Set problem: Only the lines from the one containing "Rebuild this screenshot as a component, using" through the one containing "string; shortcut?: string;" should be duplicated, exactly as they appear. Pictures are to be left out.

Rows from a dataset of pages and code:

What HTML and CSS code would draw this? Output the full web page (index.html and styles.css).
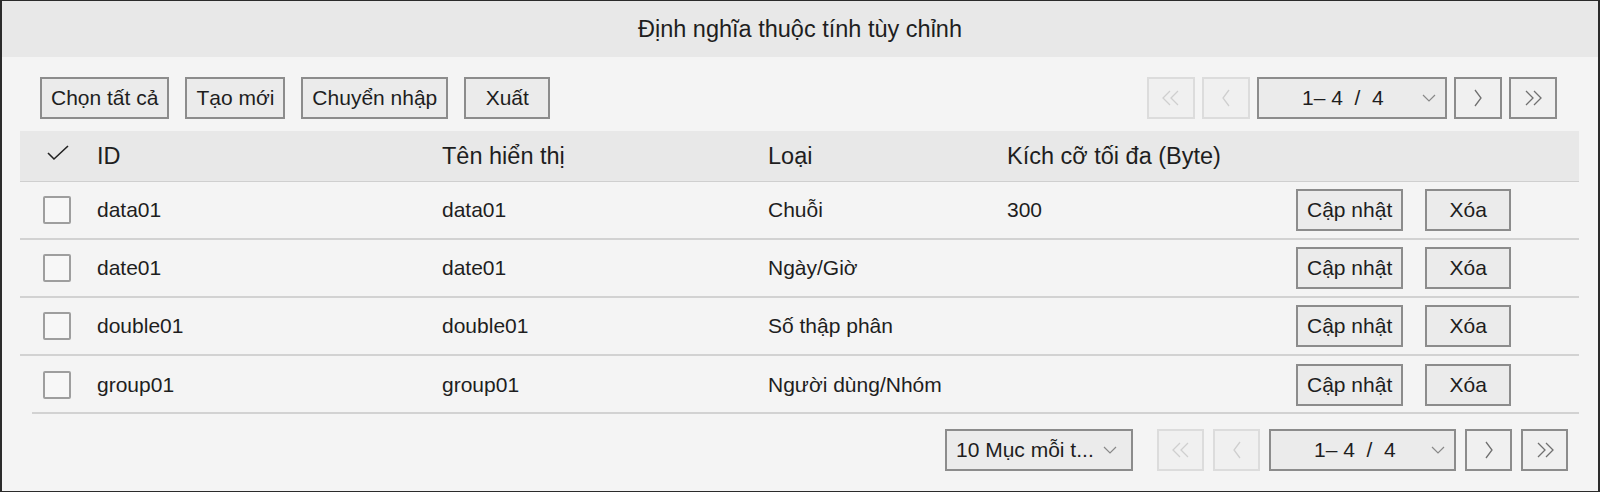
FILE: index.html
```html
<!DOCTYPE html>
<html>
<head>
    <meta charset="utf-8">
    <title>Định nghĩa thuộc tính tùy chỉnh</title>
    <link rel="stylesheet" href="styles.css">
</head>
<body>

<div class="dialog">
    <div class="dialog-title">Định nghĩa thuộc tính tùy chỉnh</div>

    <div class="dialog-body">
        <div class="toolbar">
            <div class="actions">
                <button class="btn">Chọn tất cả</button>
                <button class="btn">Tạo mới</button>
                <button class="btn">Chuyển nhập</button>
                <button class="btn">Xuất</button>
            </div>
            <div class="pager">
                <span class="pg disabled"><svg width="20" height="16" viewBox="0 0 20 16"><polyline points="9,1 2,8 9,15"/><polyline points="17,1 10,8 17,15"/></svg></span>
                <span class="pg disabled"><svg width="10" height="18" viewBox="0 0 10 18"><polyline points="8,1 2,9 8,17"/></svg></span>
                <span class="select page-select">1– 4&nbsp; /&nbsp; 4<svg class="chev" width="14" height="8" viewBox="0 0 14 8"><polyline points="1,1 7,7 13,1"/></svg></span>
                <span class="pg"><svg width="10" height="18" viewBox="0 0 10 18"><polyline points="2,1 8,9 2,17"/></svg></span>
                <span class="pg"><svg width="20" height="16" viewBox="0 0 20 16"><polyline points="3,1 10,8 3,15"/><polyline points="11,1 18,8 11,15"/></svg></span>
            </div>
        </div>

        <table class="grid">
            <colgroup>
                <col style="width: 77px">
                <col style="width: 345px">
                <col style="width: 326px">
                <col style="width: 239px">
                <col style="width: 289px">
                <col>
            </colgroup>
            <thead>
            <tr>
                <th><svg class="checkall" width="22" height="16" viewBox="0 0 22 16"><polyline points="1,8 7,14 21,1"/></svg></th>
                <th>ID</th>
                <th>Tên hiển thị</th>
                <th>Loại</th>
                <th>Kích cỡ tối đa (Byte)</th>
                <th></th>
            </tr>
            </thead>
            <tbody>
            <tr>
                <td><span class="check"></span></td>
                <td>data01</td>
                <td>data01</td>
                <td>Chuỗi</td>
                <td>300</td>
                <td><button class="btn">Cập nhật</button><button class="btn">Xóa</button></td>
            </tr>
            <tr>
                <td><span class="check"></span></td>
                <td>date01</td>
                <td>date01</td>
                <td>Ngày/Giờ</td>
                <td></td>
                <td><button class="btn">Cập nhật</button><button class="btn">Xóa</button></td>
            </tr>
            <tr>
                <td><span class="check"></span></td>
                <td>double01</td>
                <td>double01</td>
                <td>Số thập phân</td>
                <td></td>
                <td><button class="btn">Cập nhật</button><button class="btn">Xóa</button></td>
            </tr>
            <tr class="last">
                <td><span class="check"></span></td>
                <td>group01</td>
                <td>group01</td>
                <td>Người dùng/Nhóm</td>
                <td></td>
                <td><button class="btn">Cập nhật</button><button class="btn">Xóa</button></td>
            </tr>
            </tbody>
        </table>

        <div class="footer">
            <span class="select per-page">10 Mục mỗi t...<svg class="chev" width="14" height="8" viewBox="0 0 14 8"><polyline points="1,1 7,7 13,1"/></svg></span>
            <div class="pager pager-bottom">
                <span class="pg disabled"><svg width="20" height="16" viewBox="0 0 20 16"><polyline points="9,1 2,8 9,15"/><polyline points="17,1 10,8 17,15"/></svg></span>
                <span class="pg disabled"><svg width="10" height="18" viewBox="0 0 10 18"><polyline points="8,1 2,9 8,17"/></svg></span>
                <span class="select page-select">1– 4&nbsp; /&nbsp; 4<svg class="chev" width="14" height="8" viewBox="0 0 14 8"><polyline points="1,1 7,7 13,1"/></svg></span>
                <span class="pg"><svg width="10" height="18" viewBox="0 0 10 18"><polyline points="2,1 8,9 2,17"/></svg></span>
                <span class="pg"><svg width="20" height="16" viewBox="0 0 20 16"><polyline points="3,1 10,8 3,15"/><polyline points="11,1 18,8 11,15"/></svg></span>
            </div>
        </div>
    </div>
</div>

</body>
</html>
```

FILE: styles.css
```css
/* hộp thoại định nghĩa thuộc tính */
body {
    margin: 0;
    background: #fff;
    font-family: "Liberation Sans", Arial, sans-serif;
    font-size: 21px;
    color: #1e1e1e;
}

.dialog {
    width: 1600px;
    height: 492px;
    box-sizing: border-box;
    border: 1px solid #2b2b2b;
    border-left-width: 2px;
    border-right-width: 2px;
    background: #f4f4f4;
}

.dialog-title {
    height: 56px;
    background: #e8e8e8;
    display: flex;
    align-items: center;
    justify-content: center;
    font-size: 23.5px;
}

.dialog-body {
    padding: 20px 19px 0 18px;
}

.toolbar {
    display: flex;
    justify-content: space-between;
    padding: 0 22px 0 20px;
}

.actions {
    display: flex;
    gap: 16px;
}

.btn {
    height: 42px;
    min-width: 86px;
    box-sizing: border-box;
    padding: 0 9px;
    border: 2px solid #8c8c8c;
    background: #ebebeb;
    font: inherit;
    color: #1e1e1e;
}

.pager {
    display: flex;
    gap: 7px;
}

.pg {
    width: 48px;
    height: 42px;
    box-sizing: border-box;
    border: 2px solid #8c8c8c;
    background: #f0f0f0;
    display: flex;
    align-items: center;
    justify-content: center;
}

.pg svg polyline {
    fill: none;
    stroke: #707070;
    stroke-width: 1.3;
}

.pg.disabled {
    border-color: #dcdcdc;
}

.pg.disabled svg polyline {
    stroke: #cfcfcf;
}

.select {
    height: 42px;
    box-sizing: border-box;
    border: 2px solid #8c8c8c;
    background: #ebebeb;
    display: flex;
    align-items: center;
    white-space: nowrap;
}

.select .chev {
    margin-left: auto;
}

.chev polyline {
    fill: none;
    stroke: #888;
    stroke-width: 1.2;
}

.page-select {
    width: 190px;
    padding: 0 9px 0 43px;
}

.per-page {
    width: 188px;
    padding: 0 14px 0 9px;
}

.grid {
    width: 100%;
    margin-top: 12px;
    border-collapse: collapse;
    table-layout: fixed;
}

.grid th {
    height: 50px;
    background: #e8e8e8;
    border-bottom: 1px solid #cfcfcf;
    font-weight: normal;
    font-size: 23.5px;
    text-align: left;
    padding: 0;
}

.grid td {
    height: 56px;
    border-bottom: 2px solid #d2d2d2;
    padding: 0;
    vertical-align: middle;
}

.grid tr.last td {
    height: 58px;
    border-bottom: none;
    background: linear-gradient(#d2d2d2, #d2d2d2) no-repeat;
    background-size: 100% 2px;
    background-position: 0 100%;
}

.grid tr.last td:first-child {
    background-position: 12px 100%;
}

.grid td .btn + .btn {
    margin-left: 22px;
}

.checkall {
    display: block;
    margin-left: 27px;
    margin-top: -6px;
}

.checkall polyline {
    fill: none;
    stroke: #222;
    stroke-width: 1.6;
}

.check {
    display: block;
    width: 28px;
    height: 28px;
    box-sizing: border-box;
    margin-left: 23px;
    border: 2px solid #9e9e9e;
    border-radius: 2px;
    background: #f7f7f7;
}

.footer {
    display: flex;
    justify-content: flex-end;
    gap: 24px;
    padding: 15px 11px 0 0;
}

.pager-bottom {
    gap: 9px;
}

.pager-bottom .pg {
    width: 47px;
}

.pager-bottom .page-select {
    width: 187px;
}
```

---

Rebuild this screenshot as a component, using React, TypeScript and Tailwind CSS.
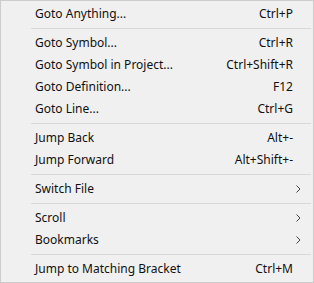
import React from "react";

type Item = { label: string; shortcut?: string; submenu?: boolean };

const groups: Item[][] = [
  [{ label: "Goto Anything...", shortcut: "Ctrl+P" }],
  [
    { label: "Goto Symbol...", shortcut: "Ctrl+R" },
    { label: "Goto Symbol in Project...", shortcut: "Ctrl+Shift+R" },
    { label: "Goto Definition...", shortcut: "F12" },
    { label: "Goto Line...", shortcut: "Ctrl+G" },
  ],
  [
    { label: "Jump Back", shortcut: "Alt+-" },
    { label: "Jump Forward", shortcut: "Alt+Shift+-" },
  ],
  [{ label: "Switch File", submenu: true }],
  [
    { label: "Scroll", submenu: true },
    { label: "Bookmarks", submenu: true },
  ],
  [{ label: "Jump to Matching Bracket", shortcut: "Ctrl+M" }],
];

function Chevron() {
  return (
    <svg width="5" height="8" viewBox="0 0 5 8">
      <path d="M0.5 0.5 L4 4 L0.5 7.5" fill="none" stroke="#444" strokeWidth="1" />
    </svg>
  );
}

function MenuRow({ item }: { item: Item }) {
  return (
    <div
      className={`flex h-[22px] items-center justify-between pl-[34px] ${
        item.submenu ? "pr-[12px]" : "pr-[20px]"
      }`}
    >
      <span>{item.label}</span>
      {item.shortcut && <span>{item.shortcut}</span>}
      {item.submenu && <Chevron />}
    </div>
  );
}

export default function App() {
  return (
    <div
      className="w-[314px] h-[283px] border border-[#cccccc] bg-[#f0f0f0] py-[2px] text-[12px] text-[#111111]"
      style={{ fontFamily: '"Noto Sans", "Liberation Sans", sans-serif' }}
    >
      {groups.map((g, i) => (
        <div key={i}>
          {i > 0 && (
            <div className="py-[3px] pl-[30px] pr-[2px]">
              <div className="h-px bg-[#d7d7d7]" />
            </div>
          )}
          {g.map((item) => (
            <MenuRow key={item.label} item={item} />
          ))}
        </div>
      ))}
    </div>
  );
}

...

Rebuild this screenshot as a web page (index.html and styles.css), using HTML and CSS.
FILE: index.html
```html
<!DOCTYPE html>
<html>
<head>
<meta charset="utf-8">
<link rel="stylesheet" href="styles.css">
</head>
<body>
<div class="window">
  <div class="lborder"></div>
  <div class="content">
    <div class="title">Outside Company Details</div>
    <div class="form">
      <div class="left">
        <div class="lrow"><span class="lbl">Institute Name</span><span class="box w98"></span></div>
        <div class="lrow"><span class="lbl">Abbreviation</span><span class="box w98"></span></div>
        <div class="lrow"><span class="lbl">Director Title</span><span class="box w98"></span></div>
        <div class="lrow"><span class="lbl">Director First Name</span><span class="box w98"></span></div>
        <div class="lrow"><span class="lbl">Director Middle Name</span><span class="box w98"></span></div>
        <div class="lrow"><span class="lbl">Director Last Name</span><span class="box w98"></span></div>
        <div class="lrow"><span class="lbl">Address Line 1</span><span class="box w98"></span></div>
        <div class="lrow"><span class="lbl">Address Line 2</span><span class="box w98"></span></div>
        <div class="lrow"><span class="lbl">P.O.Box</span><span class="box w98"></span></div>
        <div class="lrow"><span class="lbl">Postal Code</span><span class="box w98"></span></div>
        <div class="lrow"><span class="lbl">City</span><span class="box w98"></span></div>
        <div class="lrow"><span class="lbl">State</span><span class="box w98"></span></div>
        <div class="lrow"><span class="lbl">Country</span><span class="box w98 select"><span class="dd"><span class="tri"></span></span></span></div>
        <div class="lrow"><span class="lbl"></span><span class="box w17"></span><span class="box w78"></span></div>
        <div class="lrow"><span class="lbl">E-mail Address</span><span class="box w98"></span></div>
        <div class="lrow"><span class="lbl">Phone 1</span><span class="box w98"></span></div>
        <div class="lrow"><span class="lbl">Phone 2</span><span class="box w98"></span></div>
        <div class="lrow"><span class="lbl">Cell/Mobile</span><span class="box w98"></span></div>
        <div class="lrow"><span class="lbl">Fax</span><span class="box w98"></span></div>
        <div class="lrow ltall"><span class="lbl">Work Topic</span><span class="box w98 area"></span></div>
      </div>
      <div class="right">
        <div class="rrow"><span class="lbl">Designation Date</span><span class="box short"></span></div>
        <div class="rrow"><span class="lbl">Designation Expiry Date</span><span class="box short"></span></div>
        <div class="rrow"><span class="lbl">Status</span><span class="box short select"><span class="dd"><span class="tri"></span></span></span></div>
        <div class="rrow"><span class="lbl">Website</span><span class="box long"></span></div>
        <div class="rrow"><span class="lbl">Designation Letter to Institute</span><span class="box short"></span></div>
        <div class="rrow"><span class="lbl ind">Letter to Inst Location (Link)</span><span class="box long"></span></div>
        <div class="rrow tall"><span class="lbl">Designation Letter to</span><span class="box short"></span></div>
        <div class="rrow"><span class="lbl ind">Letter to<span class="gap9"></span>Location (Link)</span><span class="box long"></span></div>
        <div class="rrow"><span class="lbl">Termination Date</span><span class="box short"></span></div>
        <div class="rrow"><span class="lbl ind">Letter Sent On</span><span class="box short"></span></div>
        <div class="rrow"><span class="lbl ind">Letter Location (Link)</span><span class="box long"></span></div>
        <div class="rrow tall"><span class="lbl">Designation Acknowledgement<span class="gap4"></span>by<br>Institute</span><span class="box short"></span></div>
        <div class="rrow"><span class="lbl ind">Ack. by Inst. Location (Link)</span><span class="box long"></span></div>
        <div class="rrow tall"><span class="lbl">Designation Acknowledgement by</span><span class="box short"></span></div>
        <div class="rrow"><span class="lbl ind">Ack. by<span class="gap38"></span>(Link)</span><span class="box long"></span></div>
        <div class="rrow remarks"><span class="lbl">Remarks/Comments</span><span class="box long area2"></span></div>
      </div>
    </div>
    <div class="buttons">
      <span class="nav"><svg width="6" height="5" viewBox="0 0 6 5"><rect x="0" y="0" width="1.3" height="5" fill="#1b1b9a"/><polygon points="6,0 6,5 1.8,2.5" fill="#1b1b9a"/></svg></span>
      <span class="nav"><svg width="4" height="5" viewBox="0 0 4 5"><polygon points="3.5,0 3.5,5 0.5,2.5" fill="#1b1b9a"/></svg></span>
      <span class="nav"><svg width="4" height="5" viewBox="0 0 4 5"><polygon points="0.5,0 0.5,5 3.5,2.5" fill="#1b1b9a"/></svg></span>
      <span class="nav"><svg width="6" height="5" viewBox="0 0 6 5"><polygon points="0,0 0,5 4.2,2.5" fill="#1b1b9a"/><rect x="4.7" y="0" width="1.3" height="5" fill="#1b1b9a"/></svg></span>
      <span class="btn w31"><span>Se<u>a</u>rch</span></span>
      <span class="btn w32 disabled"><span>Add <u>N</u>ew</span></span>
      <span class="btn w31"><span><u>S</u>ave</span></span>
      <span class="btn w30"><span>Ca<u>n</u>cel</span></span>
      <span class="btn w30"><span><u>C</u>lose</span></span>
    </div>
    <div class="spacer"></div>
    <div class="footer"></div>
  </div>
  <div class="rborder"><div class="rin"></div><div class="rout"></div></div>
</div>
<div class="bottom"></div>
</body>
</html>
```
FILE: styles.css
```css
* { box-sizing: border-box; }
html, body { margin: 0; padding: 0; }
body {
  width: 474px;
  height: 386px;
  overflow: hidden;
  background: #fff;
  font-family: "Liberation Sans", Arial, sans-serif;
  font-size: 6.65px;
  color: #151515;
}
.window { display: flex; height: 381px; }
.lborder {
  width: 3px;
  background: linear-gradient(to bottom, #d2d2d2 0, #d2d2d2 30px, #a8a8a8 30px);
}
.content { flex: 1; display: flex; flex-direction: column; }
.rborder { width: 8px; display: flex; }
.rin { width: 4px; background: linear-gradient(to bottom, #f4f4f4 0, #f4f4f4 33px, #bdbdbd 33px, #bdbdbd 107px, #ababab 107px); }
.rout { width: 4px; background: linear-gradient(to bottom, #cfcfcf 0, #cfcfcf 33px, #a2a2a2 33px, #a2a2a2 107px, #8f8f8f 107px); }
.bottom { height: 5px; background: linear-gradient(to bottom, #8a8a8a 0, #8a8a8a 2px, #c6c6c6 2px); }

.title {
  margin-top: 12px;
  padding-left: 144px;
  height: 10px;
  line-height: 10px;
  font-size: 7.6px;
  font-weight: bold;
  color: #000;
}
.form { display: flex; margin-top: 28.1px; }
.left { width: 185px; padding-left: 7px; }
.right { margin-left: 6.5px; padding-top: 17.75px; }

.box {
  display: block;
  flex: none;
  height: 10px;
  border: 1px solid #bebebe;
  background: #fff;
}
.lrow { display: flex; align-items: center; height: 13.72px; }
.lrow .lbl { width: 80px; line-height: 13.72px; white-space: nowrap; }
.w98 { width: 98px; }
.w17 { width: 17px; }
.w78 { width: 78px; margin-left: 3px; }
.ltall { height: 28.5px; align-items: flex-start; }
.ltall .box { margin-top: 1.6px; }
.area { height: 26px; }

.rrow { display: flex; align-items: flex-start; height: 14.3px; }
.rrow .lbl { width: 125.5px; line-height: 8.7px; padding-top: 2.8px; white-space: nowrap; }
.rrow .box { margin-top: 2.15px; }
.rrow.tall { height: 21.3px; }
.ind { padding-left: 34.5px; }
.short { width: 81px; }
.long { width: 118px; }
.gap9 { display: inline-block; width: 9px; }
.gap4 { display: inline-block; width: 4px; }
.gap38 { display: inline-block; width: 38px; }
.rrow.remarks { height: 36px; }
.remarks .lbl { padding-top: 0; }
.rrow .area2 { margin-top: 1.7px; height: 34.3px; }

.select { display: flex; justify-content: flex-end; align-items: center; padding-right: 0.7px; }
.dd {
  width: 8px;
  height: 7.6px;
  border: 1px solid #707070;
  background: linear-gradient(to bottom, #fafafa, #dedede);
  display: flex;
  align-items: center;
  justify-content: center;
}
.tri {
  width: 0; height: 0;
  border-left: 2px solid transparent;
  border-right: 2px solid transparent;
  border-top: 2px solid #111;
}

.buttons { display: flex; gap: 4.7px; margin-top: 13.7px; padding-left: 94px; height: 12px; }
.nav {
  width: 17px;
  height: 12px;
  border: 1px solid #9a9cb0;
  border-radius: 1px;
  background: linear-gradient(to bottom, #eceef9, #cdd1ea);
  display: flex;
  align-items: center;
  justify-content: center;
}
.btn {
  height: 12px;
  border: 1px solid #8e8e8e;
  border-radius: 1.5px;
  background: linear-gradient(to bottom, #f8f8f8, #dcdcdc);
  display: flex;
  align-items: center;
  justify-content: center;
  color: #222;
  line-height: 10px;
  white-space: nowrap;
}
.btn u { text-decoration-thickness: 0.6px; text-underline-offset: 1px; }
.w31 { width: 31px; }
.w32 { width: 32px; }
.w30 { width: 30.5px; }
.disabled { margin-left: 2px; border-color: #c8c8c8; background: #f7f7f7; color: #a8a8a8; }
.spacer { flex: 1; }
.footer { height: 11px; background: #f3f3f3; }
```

Answer for this exercise:
Rebuild this screenshot as a component, using React, TypeScript and Tailwind CSS.
import React from "react";

type Item = { label: string; shortcut?: string; submenu?: boolean };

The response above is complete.